Why Do Consumers Contribute to Connected Goods? A Dynamic Game of Competition and Cooperation in Social Networks
Description
Social network platforms and media rely on the voluntary contributions of individual users to stay relevant. Consumers (users) contribute content such as photographs, videos, tweets etc.: these are available to any of their friends or peers, but not to unaffiliated consumers. We term such contributions connected goods, since they occur in the context of users connected by a social network. A primary feature of connected goods is that the contributor or purchaser may not obtain consumption utility by contributing (for example, posting new videos on a Facebook account), but rather the user’s peers obtain consumption utility from these contributions. Understanding the drivers of contributions to connected goods is critical to both the social platform as well as advertisers who rely of traffic.

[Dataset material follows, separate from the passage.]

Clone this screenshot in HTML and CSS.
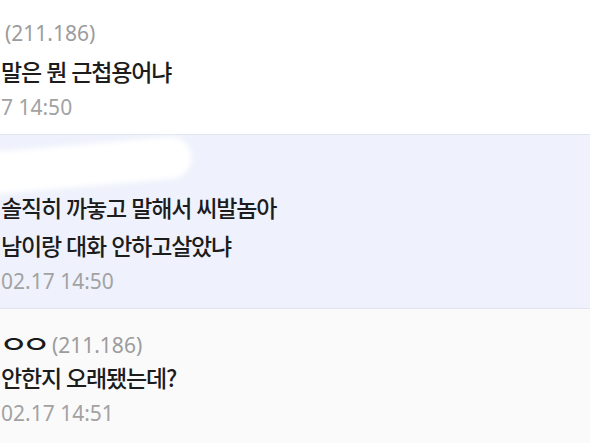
FILE: index.html
```html
<!DOCTYPE html>
<html lang="ko">
<head>
<meta charset="utf-8">
<link rel="stylesheet" href="styles.css">
</head>
<body>
<div class="thread">
  <div class="comment comment-first">
    <div class="head head-shift"><span class="ip">(211.186)</span></div>
    <p class="text">말은 뭔 근첩용어냐</p>
    <div class="date">7 14:50</div>
  </div>
  <div class="comment comment-hl">
    <div class="head head-hidden"></div>
    <div class="smudge"></div>
    <p class="text">솔직히 까놓고 말해서 씨발놈아</p>
    <p class="text">남이랑 대화 안하고살았냐</p>
    <div class="date">02.17 14:50</div>
  </div>
  <div class="comment comment-last">
    <div class="head"><span class="nick">ㅇㅇ</span><span class="ip">(211.186)</span></div>
    <p class="text">안한지 오래됐는데?</p>
    <div class="date">02.17 14:51</div>
  </div>
</div>
</body>
</html>
```

FILE: styles.css
```css
html, body {
  margin: 0;
  padding: 0;
  background: #ffffff;
}
body {
  width: 590px;
  height: 443px;
  overflow: hidden;
  font-family: "Noto Sans CJK KR", "Noto Sans", sans-serif;
}
.thread {
  padding-top: 3px;
}
.comment {
  position: relative;
  padding: 11px 0 10px 1px;
  border-bottom: 1px solid #e1e4ec;
}
.comment-first {
  background: #ffffff;
}
.comment-hl {
  background: #eff2fc;
}
.comment-last {
  background: #fafafb;
  border-bottom: none;
  height: 200px;
}
.head {
  display: flex;
  align-items: baseline;
  gap: 8px;
  height: 38px;
  line-height: 38px;
}
.head-shift {
  padding-left: 4px;
}
.head-hidden {
  height: 42px;
}
.nick {
  display: inline-block;
  font-family: "Noto Sans CJK KR", sans-serif;
  font-size: 32px;
  font-weight: 500;
  letter-spacing: -7px;
  margin-left: -2px;
  color: #1a1a1a;
  transform: scaleY(0.74) translateY(2px);
  transform-origin: 50% 70%;
}
.ip {
  font-family: "Noto Sans", sans-serif;
  font-size: 21px;
  color: #9c9c9c;
}
.text {
  margin: 0;
  font-family: "Noto Sans CJK KR", sans-serif;
  font-size: 23px;
  font-weight: 500;
  line-height: 38px;
  letter-spacing: -1.2px;
  color: #1c1c1c;
}
.date {
  font-family: "Noto Sans", sans-serif;
  font-size: 21px;
  line-height: 34px;
  color: #a2a2a2;
}
.smudge {
  position: absolute;
  left: -40px;
  top: 10px;
  width: 232px;
  height: 42px;
  border-radius: 21px;
  background: #ffffff;
  transform: rotate(-5deg);
  filter: blur(2.5px);
  z-index: 2;
}
```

We formulate consumers’ decisions on when to actively contribute content to the social network as a dynamic game in the tradition of Ericson and Pakes (1995), and focus on Markov Perfect Equilibrium as the solution concept. In this game, forward-looking consumers strategically manage their contributions to maximize long-term utility that incorporates three primary effects. The first effect is self-expression, indicating con- sumers obtain an intrinsic benefit for contributions based on conveying an updated expression to their peers. The second effect is the competition for status, which depends on the positional contribution status relative to the consumer’s peers. The third effect is that consumers obtain consumption utility from the contribution made by their peers. Our model provides a general framework to rationalize why strategic consumers find making contributions to connected goods advantageous to their self-interest: with knowledge on the positional contribution status of peers in the social network, a consumer makes a contribution to compete for higher status in the network, and this contribution encourages further contributions from peers, which in turn increase the consumer’s future consumption utility. Treating purchases of ringback tones as contributions to connected goods, we estimate the model using data on a network of interconnected mobile phone subscribers provided by a global cellular firm. Adapting recent developments in the estimation of dynamic games to social network competition, we derive estimates that characterize conspicuous contribution decisions and conduct policy simulations to investigate how a contribution made by one influential consumer can dynamically affect peer consumers in the social network.